ECE alumnus delivers virtual talk for students
As Purdue faculty, staff, and students adjust to remote working, teaching, and learning, ECE alumnus Christopher Svec led a virtual talk to give tips and advice based on his experience. More than 100 students participated in the virtual talk, which took place via Zoom.
Svec (BSEE ’99, MSECE ’02) is currently a software engineering manager at iRobot and leads the embedded software team for the Roomba vacuuming and mopping robots. He has been with iRobot for six years, and has worked remotely for the last five.
Svec says for those who have never done it before, it will take time and practice to adjust to working and taking classes from home.
“These are unprecedented times. It’s ok to be scared or anxious about your health, your schooling, your family,” says Svec. “And it’s good to express those feelings to friends and family.”
Svec suggests setting up a daily routine and developing a habit of following that routine, whether you feel like it or not. He reminds students that this is likely the first time many of their professors have had to teach in this manner.
“Have patience with yourself and those around you,” says Svec. “You’re going to get frustrated and stressed. It’s ok. If you can make a routine it will get easier over time.”
He suggests students give professors constructive feedback about how remote learning is going. Svec also offered these tips for successfully working and learning from home:
- Accountability: Telling people what your schedule is will help you stick to it. Maybe sync up with a friend or two virtually and do some work together. If you know someone is waiting for you, you’re much more likely to show up.
- Repeatability: Mark days down on a calendar for every day you keep to your routine. This will be visual motivation to keep to this routine on days when you don’t want to.
- Control: Focus on what you can control — when you work, where you work, how you work, and your attitude about your situation.
Svec says students can look at the rest of this semester as an opportunity to get better at learning and working remotely.
“Employers want people who they can give a problem to and that person can go off on their own and figure it out,” says Svec. “You have the opportunity now to challenge yourself and learn how to accomplish tasks on your own.”
He says students who take advantage of this opportunity will come out of this with more marketable skills.
“Your career is going to be about 40 years long,” says Svec. “Guaranteed in that time there will be 40 new technologies that come out. The more you get used to learning how to learn now, especially on your own, the better it’s going to serve you for the rest of your career, whether you end up working remotely or not.”

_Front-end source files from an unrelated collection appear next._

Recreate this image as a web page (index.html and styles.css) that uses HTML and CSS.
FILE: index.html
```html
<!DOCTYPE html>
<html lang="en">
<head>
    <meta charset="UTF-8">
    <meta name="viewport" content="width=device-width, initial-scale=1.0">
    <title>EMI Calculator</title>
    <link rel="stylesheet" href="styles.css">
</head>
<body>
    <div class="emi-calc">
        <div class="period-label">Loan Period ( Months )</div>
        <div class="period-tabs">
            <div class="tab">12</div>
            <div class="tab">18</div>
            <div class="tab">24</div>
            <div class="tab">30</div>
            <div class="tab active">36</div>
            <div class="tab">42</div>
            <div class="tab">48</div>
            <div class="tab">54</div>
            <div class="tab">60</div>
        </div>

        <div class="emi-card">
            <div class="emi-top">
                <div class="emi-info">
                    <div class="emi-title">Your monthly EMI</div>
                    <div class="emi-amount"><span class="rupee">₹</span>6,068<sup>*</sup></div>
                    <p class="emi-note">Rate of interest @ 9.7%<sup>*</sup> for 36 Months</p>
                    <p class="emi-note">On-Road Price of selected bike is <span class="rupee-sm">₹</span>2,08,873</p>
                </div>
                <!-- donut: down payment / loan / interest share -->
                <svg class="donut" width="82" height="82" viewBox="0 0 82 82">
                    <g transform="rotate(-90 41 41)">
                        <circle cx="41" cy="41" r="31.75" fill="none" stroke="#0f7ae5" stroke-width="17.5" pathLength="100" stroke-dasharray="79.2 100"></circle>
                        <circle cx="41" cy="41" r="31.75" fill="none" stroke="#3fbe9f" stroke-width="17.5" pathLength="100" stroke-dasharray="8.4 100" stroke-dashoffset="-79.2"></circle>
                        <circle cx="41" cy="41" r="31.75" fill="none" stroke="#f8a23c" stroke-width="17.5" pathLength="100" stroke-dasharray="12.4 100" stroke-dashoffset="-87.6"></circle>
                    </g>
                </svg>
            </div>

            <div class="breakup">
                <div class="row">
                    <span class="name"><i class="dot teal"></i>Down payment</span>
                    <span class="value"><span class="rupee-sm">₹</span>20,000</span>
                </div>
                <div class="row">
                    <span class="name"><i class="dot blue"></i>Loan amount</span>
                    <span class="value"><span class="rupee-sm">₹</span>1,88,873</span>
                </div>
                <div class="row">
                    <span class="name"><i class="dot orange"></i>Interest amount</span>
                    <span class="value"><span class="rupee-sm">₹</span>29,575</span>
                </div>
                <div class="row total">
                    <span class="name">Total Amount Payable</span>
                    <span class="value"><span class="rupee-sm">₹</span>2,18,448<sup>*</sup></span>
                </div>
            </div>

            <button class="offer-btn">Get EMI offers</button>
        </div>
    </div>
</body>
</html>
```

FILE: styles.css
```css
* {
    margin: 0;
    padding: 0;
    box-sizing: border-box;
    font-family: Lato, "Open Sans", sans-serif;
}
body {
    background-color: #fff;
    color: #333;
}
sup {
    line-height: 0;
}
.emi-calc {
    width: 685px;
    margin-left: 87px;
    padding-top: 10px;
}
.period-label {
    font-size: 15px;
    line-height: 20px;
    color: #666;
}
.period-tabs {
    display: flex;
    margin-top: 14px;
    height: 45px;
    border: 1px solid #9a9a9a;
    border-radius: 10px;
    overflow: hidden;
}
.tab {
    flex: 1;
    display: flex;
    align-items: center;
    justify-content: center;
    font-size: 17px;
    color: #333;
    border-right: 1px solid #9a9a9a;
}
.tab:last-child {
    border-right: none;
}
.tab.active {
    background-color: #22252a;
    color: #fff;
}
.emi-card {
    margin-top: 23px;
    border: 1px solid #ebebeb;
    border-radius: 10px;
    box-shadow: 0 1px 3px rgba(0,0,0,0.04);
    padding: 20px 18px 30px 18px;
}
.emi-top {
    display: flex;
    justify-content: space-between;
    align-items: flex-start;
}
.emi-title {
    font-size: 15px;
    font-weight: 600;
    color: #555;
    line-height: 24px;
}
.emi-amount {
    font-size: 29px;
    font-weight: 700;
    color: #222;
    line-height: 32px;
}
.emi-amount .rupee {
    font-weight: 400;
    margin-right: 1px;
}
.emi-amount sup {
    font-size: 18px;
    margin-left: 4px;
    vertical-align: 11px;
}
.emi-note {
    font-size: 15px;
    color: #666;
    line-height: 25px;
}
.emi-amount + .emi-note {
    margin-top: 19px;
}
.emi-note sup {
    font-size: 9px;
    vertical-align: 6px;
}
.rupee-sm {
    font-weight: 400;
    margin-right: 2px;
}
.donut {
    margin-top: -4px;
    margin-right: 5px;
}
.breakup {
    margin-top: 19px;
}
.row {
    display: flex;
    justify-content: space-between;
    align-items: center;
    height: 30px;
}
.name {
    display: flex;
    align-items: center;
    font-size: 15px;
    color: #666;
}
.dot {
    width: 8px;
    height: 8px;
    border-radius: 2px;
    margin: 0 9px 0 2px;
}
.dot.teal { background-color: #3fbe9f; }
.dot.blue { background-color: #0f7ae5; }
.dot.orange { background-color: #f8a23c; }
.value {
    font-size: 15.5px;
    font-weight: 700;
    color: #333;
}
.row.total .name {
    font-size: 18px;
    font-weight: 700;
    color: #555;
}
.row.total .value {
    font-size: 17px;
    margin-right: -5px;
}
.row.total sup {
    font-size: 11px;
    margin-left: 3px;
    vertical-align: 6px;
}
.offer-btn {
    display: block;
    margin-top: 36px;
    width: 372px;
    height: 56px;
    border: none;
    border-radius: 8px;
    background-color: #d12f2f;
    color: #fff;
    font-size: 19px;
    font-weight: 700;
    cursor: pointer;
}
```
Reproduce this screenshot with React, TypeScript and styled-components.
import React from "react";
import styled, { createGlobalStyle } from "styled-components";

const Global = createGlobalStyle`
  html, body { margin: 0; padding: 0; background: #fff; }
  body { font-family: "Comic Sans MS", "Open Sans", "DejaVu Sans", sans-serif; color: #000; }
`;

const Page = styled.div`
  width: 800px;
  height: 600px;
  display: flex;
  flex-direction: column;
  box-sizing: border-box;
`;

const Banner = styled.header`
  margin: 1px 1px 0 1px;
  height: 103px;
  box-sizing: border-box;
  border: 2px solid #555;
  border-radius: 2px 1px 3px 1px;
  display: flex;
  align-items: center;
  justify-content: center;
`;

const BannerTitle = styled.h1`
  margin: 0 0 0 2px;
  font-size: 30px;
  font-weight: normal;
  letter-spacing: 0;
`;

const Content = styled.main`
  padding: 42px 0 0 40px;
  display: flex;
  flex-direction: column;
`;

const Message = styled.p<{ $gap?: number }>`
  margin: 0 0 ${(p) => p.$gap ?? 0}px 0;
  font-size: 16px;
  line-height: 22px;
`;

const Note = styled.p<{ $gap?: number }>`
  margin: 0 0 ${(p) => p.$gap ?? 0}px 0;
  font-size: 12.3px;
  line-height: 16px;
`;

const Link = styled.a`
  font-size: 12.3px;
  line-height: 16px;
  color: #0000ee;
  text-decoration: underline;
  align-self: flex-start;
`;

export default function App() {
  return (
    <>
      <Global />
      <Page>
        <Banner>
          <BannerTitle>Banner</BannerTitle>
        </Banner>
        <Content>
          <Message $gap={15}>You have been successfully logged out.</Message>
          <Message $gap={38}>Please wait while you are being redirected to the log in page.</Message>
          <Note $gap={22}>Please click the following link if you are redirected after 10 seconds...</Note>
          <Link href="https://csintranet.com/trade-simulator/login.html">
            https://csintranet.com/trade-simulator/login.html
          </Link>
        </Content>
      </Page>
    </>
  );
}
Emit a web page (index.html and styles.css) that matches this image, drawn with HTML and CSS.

Svec says if your summer internship falls through because of coronavirus restrictions or related reasons, there are still things you can do to build your resume.
“I would recommend picking a small project that requires you to learn something,” he says. “Whether it’s an electronic gadget or building a website or learn some technology, do something where you can set a goal and achieve that goal while learning something new along the way.”
Svec says this would show a potential employer initiative, discipline, and the ability to get a project done.
Svec has more than fifteen years of software and hardware design expertise and leadership. He has worked in a wide variety of embedded systems including mass-produced consumer products and large-scale mesh networking chips. He started his career designing x86 chips and later moved up the hardware/software stack into embedded software.
Svec is passionate about improving technology as well as sociology and psychology. He believes that building something well depends on how people work together to build it. Svec thinks that empathy is a key differentiator in successful engineering projects.